From the listing below, return each line that includes "index".

• _Material provided_:
■ ■ ■ ■

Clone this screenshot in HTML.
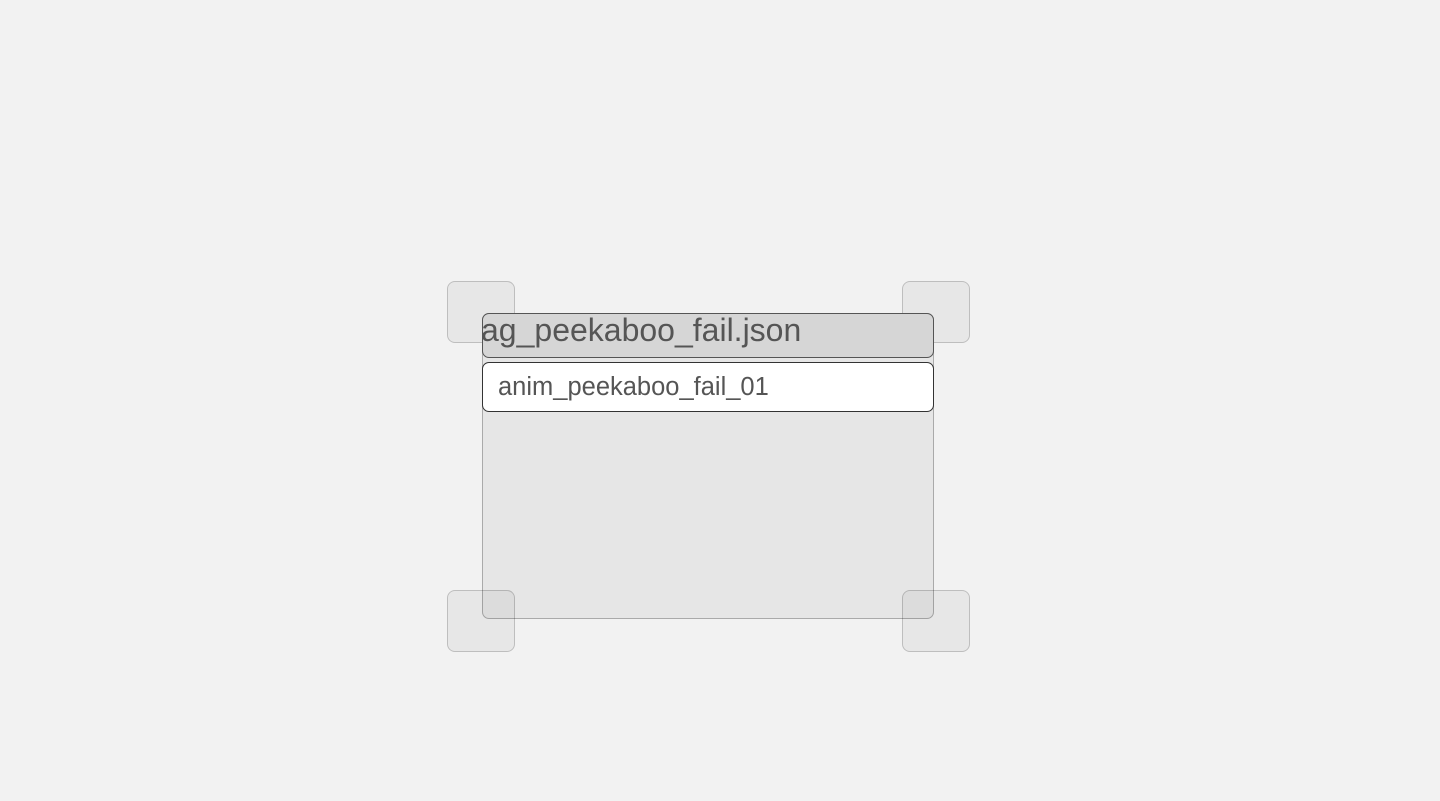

■ ■ ■ ■

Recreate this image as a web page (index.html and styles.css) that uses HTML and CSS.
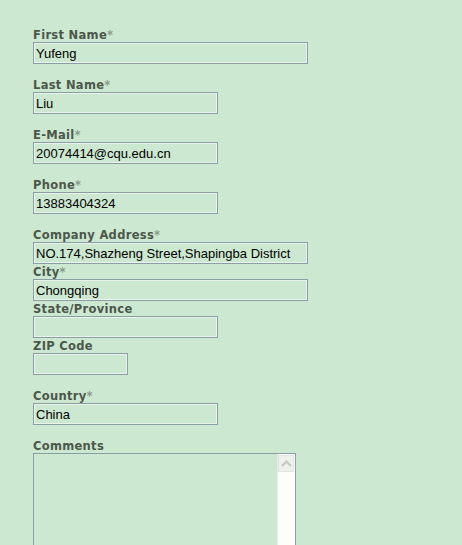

■ ■ ■ ■

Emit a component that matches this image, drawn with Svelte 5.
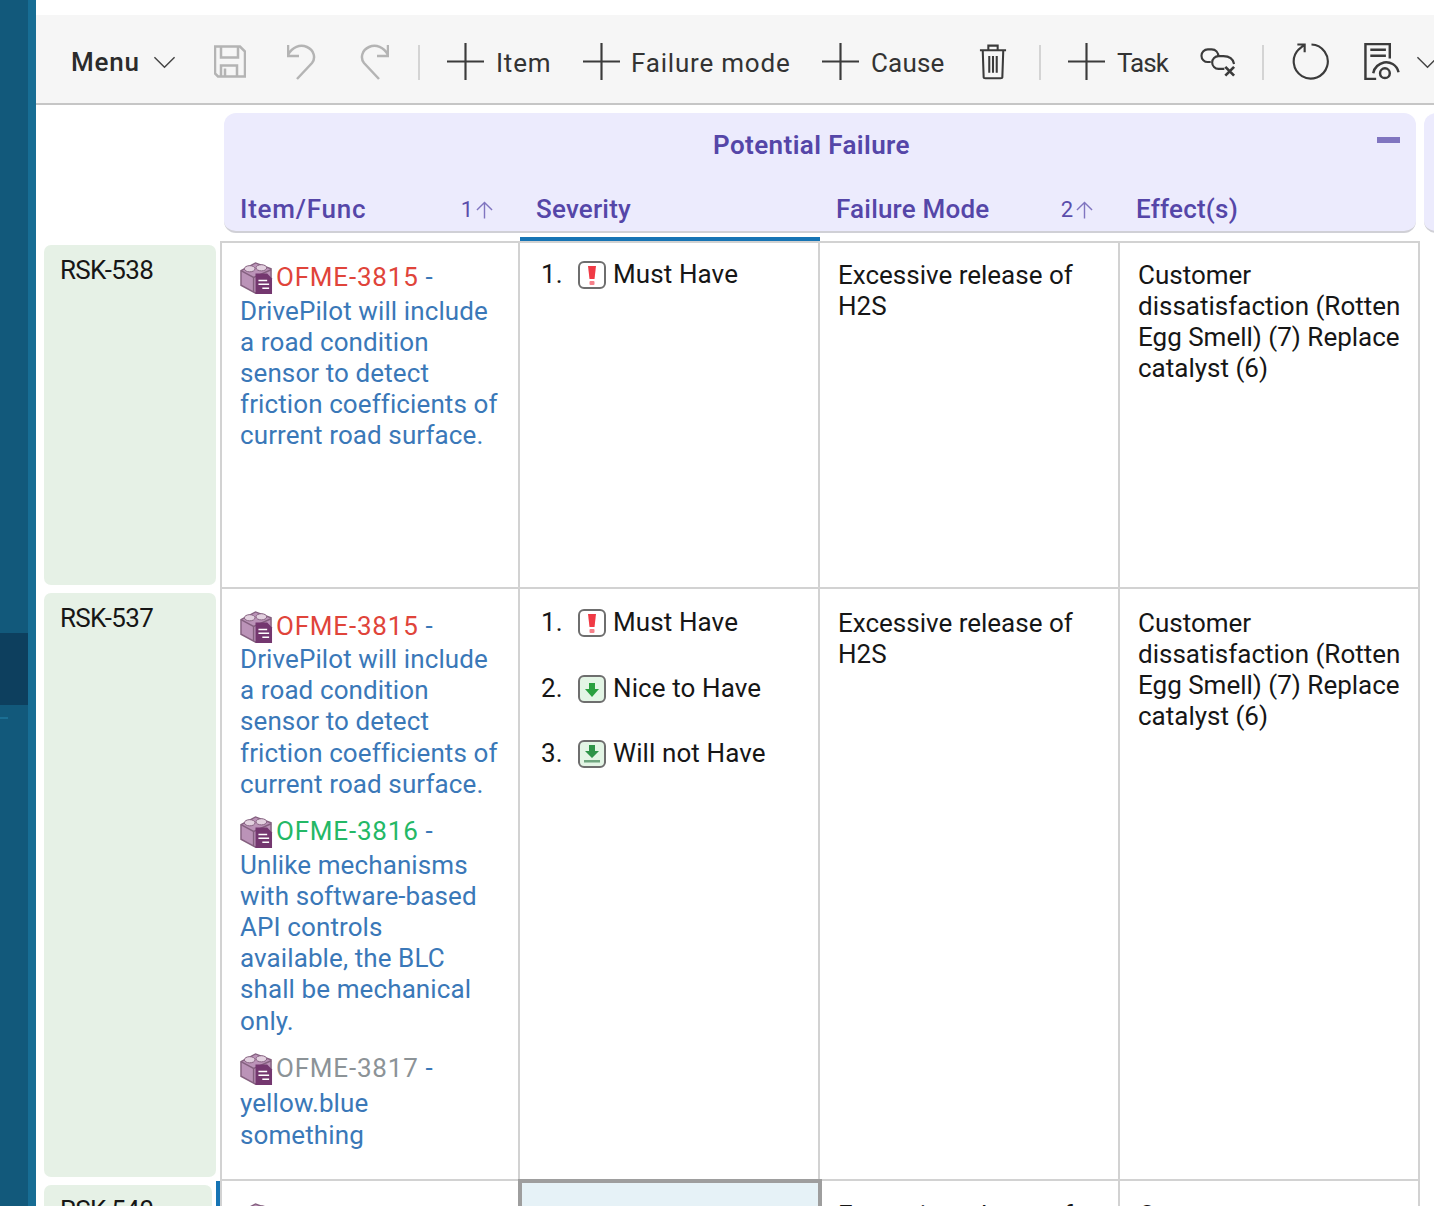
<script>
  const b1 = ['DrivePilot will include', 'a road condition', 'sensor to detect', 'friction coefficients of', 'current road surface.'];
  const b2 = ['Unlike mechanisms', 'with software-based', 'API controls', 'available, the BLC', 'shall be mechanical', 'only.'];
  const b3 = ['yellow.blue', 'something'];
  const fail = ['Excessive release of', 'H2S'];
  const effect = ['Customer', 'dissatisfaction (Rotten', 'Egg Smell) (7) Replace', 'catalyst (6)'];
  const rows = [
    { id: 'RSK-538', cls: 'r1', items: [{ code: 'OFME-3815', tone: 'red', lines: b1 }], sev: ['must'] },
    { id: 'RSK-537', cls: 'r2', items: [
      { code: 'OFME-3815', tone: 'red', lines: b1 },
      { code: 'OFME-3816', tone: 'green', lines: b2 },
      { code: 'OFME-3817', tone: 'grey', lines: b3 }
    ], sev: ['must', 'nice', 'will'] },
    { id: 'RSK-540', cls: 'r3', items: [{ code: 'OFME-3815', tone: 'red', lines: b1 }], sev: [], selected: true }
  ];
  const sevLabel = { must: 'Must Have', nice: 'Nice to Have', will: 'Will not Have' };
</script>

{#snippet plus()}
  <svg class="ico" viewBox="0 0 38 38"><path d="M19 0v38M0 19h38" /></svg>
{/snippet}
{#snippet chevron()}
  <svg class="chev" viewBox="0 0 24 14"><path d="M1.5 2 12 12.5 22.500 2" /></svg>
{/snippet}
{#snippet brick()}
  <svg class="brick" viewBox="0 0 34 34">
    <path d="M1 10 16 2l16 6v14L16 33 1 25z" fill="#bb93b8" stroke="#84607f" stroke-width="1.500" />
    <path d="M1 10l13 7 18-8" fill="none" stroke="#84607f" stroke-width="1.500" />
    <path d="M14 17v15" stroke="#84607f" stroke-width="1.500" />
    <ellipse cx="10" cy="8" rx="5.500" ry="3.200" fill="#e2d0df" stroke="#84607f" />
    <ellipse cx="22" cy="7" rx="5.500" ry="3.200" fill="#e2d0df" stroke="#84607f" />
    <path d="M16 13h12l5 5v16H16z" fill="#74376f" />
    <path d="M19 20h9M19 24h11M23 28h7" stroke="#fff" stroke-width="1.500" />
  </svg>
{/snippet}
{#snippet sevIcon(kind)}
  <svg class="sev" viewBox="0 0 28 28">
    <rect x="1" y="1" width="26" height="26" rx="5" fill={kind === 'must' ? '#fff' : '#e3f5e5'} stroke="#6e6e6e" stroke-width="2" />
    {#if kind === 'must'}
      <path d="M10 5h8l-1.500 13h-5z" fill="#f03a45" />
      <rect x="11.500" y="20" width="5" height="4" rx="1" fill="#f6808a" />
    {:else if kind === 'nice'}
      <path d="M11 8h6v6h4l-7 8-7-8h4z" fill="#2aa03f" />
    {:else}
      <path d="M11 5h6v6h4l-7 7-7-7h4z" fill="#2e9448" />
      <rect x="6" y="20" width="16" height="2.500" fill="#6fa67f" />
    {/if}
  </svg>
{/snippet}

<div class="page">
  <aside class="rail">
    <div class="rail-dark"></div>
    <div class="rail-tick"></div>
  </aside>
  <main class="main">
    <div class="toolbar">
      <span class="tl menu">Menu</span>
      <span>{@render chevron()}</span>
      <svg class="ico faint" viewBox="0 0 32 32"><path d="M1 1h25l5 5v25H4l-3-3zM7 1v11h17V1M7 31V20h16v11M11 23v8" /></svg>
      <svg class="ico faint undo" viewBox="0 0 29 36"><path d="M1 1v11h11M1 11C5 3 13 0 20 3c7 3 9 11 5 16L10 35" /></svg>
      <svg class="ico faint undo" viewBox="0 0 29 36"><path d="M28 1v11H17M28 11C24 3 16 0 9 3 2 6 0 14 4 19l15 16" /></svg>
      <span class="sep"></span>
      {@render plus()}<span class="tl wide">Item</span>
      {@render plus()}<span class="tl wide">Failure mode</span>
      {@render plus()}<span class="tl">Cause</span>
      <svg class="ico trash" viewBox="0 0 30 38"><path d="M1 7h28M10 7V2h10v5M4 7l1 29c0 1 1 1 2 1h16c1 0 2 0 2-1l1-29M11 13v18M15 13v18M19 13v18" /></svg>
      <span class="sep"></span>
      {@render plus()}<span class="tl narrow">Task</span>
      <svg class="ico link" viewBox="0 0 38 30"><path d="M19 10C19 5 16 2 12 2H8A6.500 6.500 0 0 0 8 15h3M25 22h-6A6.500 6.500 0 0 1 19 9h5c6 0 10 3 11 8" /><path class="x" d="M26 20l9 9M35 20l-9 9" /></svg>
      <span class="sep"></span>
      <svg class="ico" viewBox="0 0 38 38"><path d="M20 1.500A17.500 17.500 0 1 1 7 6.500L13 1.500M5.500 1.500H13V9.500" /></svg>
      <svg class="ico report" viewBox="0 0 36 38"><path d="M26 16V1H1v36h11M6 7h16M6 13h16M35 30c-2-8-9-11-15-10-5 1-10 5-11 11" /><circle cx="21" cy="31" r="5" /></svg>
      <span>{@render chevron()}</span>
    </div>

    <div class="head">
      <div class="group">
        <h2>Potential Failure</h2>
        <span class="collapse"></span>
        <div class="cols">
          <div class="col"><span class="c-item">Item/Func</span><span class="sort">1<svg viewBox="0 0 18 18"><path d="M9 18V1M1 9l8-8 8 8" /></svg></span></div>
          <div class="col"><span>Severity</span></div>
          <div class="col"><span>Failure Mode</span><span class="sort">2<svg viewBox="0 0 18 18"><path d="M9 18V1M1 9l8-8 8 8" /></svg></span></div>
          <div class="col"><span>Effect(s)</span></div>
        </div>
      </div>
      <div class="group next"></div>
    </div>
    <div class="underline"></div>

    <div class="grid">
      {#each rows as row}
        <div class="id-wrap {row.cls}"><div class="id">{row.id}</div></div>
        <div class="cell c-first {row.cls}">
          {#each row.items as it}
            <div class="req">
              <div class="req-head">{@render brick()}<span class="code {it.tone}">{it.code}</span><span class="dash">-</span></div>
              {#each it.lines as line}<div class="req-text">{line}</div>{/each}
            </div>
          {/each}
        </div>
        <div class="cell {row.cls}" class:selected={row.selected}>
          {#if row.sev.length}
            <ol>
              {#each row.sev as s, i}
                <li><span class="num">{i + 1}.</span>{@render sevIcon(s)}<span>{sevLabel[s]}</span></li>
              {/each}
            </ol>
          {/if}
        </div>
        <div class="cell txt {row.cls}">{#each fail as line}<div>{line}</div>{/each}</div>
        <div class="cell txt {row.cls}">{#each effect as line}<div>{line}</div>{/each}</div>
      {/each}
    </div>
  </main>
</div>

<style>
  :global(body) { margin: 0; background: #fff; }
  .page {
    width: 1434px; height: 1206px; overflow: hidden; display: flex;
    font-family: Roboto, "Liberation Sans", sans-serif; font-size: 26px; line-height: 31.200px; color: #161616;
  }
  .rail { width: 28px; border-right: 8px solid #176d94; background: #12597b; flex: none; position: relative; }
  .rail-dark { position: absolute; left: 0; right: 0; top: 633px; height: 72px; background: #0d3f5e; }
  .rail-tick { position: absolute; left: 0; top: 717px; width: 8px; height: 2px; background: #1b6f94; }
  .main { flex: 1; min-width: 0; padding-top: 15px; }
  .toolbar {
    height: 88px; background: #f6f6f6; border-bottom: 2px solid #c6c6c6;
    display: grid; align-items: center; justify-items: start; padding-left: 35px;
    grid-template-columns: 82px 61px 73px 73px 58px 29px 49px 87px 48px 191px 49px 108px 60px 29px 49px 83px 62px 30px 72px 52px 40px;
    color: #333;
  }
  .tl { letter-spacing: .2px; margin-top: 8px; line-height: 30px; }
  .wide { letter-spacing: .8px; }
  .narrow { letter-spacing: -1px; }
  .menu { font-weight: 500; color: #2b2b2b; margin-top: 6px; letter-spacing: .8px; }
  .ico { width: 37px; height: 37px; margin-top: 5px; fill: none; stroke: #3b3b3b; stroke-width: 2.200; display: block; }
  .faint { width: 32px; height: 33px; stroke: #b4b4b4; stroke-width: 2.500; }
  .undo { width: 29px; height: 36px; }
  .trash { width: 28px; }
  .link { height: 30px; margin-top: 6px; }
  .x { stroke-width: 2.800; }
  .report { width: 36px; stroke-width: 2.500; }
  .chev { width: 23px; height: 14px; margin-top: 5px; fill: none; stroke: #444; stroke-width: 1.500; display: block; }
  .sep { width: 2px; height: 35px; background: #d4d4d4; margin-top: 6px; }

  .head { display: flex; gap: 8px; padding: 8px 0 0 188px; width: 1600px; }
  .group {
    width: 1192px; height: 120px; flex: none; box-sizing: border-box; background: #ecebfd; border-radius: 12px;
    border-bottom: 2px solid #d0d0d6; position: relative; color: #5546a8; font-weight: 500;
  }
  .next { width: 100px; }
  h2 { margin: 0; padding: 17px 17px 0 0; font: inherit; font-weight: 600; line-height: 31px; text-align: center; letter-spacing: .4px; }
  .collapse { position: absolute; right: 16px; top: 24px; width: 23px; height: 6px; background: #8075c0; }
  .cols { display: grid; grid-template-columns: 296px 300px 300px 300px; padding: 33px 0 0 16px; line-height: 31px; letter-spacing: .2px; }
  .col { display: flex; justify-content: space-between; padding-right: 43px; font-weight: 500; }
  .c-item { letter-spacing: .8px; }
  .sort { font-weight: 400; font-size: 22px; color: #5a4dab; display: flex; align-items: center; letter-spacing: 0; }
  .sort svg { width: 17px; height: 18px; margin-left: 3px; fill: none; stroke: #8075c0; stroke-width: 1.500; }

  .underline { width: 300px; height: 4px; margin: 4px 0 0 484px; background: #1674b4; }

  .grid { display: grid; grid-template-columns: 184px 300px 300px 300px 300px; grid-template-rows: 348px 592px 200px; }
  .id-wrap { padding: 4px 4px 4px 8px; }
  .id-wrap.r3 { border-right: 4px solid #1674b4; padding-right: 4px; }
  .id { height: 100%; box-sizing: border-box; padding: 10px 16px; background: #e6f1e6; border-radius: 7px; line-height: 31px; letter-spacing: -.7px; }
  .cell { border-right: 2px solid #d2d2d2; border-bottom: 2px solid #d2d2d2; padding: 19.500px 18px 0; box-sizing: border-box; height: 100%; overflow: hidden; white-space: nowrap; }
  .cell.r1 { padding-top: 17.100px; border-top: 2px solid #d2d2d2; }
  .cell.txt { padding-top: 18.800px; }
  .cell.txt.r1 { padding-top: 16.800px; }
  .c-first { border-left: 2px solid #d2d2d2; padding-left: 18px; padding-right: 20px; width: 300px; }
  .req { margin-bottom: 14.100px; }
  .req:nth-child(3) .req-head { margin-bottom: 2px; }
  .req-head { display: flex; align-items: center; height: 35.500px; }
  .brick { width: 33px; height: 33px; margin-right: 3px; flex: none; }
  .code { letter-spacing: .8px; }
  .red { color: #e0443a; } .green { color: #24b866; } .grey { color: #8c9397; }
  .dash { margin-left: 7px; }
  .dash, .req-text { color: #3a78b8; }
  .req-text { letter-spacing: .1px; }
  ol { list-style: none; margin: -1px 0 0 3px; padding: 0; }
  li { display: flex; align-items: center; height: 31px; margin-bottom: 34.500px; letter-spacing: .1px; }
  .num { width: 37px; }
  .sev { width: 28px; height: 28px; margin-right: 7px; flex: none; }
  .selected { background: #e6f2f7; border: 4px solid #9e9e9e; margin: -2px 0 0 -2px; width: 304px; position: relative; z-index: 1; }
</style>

■ ■ ■ ■

• _Result for this task_:
Recreate this image as a web page (index.html and styles.css) that uses HTML and CSS.
  .selected { background: #e6f2f7; border: 4px solid #9e9e9e; margin: -2px 0 0 -2px; width: 304px; position: relative; z-index: 1; }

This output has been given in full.